§ Exercise prompt: Transcribe the whole listing without a single picture.

§ Collected data:
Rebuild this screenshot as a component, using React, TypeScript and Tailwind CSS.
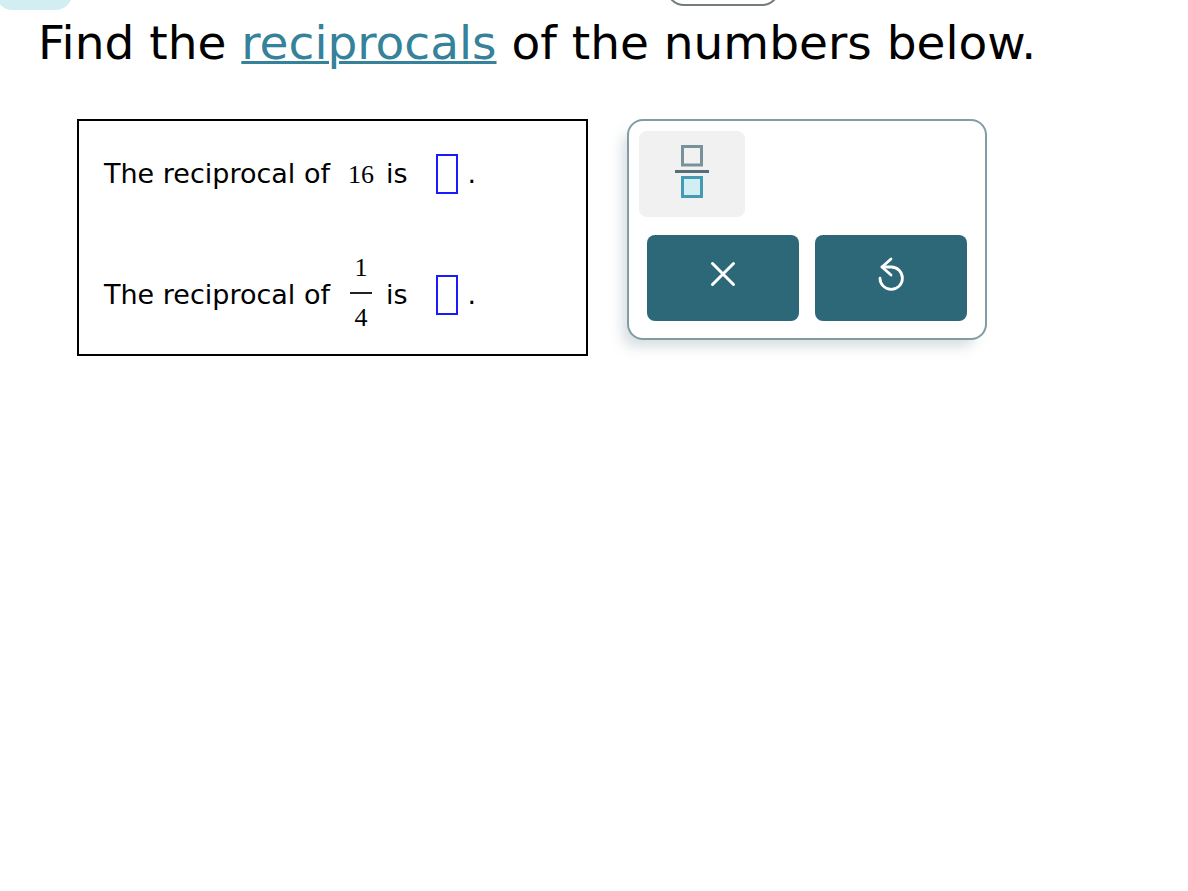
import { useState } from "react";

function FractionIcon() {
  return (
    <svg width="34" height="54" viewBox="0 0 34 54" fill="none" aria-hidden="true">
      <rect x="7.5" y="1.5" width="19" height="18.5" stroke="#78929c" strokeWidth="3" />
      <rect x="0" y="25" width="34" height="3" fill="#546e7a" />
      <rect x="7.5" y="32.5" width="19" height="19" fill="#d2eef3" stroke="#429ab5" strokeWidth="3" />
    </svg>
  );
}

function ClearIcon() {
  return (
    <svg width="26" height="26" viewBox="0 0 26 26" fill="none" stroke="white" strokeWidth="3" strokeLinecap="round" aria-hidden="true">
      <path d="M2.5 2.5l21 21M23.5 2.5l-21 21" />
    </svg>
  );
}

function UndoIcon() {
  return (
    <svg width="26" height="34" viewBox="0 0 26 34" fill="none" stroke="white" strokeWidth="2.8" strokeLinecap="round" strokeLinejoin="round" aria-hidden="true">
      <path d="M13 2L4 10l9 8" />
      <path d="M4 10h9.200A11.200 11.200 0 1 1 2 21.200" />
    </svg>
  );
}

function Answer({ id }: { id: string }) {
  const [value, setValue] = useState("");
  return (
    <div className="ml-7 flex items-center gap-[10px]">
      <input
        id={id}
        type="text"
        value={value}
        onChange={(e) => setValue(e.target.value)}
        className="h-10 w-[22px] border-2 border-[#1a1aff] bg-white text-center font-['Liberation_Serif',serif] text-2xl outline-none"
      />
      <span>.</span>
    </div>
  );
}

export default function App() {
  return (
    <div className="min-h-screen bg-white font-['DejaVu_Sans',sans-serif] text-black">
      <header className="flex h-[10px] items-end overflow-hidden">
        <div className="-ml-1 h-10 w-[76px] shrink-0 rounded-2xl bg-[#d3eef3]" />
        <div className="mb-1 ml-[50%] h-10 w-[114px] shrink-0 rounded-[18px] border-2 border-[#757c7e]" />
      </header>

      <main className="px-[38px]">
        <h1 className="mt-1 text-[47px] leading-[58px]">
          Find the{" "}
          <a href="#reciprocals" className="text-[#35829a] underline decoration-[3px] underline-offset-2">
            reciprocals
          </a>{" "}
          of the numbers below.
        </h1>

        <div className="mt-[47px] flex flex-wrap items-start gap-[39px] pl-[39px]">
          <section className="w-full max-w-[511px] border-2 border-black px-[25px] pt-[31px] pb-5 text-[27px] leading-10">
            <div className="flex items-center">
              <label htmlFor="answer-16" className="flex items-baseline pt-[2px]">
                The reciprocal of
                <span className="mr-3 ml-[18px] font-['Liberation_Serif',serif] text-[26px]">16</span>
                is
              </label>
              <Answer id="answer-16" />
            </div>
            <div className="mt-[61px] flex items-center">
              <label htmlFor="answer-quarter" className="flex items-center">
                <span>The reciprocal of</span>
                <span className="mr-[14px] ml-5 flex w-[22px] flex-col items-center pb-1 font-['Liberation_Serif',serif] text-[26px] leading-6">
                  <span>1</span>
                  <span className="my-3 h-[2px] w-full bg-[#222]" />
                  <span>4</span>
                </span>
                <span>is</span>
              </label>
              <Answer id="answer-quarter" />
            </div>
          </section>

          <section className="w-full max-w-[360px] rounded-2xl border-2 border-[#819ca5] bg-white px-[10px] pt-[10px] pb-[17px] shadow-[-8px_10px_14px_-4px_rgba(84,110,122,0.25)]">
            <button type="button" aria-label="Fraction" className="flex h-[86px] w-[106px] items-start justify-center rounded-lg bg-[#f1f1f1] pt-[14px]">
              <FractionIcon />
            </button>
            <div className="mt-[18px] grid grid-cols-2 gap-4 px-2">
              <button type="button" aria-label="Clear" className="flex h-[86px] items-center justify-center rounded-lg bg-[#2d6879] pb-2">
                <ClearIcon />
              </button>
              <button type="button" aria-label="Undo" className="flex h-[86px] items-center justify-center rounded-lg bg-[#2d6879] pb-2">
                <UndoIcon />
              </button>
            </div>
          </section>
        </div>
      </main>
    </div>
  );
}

§ Response to the task:
Rebuild this screenshot as a component, using React, TypeScript and Tailwind CSS.
import { useState } from "react";

function FractionIcon() {
  return (
    <svg width="34" height="54" viewBox="0 0 34 54" fill="none" aria-hidden="true">
      <rect x="7.5" y="1.5" width="19" height="18.5" stroke="#78929c" strokeWidth="3" />
      <rect x="0" y="25" width="34" height="3" fill="#546e7a" />
      <rect x="7.5" y="32.5" width="19" height="19" fill="#d2eef3" stroke="#429ab5" strokeWidth="3" />
    </svg>
  );
}

function ClearIcon() {
  return (
    <svg width="26" height="26" viewBox="0 0 26 26" fill="none" stroke="white" strokeWidth="3" strokeLinecap="round" aria-hidden="true">
      <path d="M2.5 2.5l21 21M23.5 2.5l-21 21" />
    </svg>
  );
}

function UndoIcon() {
  return (
    <svg width="26" height="34" viewBox="0 0 26 34" fill="none" stroke="white" strokeWidth="2.8" strokeLinecap="round" strokeLinejoin="round" aria-hidden="true">
      <path d="M13 2L4 10l9 8" />
      <path d="M4 10h9.200A11.200 11.200 0 1 1 2 21.200" />
    </svg>
  );
}

function Answer({ id }: { id: string }) {
  const [value, setValue] = useState("");
  return (
    <div className="ml-7 flex items-center gap-[10px]">
      <input
        id={id}
        type="text"
        value={value}
        onChange={(e) => setValue(e.target.value)}
        className="h-10 w-[22px] border-2 border-[#1a1aff] bg-white text-center font-['Liberation_Serif',serif] text-2xl outline-none"
      />
      <span>.</span>
    </div>
  );
}

export default function App() {
  return (
    <div className="min-h-screen bg-white font-['DejaVu_Sans',sans-serif] text-black">
      <header className="flex h-[10px] items-end overflow-hidden">
        <div className="-ml-1 h-10 w-[76px] shrink-0 rounded-2xl bg-[#d3eef3]" />
        <div className="mb-1 ml-[50%] h-10 w-[114px] shrink-0 rounded-[18px] border-2 border-[#757c7e]" />
      </header>

      <main className="px-[38px]">
        <h1 className="mt-1 text-[47px] leading-[58px]">
          Find the{" "}
          <a href="#reciprocals" className="text-[#35829a] underline decoration-[3px] underline-offset-2">
            reciprocals
          </a>{" "}
          of the numbers below.
        </h1>

        <div className="mt-[47px] flex flex-wrap items-start gap-[39px] pl-[39px]">
          <section className="w-full max-w-[511px] border-2 border-black px-[25px] pt-[31px] pb-5 text-[27px] leading-10">
            <div className="flex items-center">
              <label htmlFor="answer-16" className="flex items-baseline pt-[2px]">
                The reciprocal of
                <span className="mr-3 ml-[18px] font-['Liberation_Serif',serif] text-[26px]">16</span>
                is
              </label>
              <Answer id="answer-16" />
            </div>
            <div className="mt-[61px] flex items-center">
              <label htmlFor="answer-quarter" className="flex items-center">
                <span>The reciprocal of</span>
                <span className="mr-[14px] ml-5 flex w-[22px] flex-col items-center pb-1 font-['Liberation_Serif',serif] text-[26px] leading-6">
                  <span>1</span>
                  <span className="my-3 h-[2px] w-full bg-[#222]" />
                  <span>4</span>
                </span>
                <span>is</span>
              </label>
              <Answer id="answer-quarter" />
            </div>
          </section>

          <section className="w-full max-w-[360px] rounded-2xl border-2 border-[#819ca5] bg-white px-[10px] pt-[10px] pb-[17px] shadow-[-8px_10px_14px_-4px_rgba(84,110,122,0.25)]">
            <button type="button" aria-label="Fraction" className="flex h-[86px] w-[106px] items-start justify-center rounded-lg bg-[#f1f1f1] pt-[14px]">
              <FractionIcon />
            </button>
            <div className="mt-[18px] grid grid-cols-2 gap-4 px-2">
              <button type="button" aria-label="Clear" className="flex h-[86px] items-center justify-center rounded-lg bg-[#2d6879] pb-2">
                <ClearIcon />
              </button>
              <button type="button" aria-label="Undo" className="flex h-[86px] items-center justify-center rounded-lg bg-[#2d6879] pb-2">
                <UndoIcon />
              </button>
            </div>
          </section>
        </div>
      </main>
    </div>
  );
}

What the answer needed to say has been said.